REQUIREMENT = Find each line holding "React" and copy it out.

──────── DATA PROVIDED

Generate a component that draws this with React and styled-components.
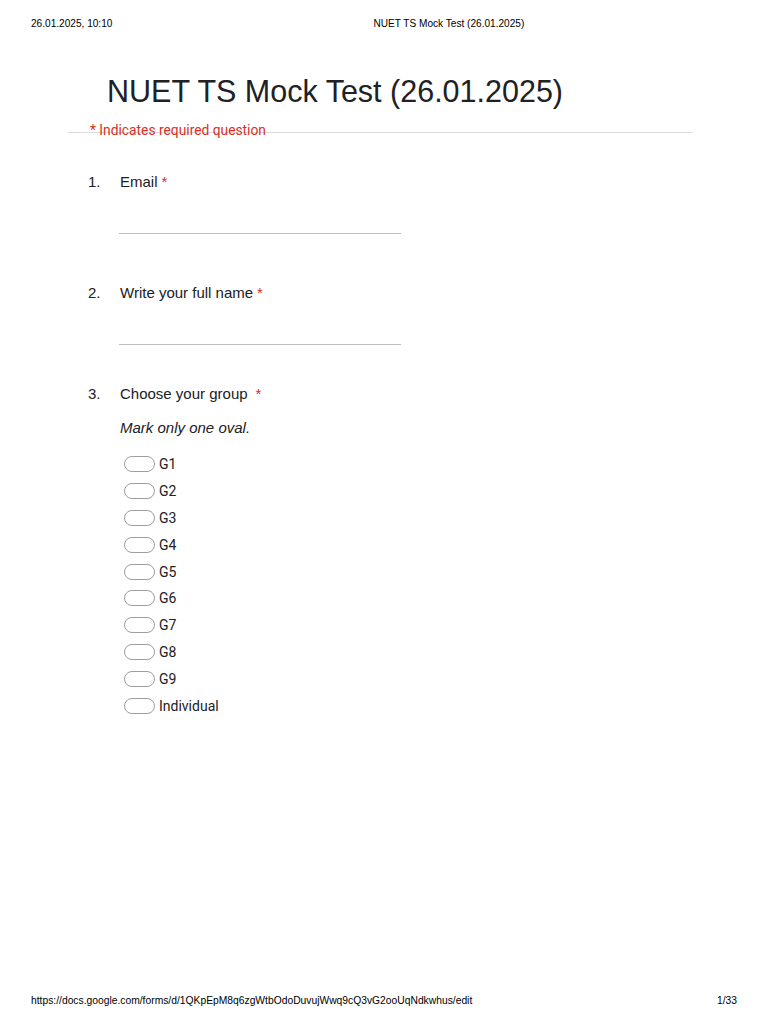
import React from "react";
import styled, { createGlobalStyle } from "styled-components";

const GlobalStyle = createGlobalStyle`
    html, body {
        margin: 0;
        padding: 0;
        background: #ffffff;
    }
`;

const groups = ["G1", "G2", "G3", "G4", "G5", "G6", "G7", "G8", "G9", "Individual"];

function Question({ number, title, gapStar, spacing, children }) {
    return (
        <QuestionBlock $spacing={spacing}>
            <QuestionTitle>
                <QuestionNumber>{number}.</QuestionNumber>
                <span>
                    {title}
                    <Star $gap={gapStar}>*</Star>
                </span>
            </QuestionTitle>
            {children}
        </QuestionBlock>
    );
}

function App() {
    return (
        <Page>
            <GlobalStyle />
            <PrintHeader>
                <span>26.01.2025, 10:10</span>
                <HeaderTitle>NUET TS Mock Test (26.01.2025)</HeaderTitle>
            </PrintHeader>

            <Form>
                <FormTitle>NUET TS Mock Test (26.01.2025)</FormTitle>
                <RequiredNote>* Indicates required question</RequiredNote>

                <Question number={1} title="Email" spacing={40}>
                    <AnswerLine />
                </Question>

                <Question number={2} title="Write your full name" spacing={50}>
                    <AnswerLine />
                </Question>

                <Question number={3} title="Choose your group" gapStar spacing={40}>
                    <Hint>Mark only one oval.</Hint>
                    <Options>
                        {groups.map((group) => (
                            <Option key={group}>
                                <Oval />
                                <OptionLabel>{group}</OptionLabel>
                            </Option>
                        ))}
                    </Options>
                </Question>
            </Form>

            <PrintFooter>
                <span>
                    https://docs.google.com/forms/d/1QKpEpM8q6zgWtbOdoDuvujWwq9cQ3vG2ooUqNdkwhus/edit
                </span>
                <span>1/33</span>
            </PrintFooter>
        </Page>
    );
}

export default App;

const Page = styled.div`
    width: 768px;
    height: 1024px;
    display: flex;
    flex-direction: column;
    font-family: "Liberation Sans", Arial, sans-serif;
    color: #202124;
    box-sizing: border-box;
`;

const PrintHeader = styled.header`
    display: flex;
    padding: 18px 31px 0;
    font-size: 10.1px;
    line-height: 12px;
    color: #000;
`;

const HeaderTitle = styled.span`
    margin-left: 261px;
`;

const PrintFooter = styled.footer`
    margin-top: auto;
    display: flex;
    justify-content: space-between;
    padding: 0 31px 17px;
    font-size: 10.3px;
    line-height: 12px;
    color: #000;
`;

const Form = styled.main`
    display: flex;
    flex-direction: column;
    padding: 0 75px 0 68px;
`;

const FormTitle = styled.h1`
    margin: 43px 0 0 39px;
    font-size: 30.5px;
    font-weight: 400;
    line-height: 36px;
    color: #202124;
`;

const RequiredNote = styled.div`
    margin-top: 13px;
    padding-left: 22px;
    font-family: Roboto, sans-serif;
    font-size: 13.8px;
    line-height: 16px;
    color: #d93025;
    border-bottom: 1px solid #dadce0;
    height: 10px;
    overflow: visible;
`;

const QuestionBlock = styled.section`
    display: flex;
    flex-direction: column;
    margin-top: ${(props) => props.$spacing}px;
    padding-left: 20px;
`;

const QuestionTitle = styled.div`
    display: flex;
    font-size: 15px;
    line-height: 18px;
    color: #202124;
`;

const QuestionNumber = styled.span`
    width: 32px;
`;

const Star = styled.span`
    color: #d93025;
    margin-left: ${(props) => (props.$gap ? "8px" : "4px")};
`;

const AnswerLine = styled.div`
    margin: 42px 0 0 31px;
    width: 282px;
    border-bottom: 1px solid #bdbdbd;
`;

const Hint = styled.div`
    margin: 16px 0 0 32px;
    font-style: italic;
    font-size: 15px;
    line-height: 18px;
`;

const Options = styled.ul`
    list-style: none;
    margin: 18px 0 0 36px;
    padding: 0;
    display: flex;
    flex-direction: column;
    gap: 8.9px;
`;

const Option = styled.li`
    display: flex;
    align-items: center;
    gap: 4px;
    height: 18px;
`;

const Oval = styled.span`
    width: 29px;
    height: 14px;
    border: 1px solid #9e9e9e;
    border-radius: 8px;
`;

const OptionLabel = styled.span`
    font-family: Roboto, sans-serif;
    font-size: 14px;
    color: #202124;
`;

────────────────

SOLUTION =
Generate a component that draws this with React and styled-components.
import React from "react";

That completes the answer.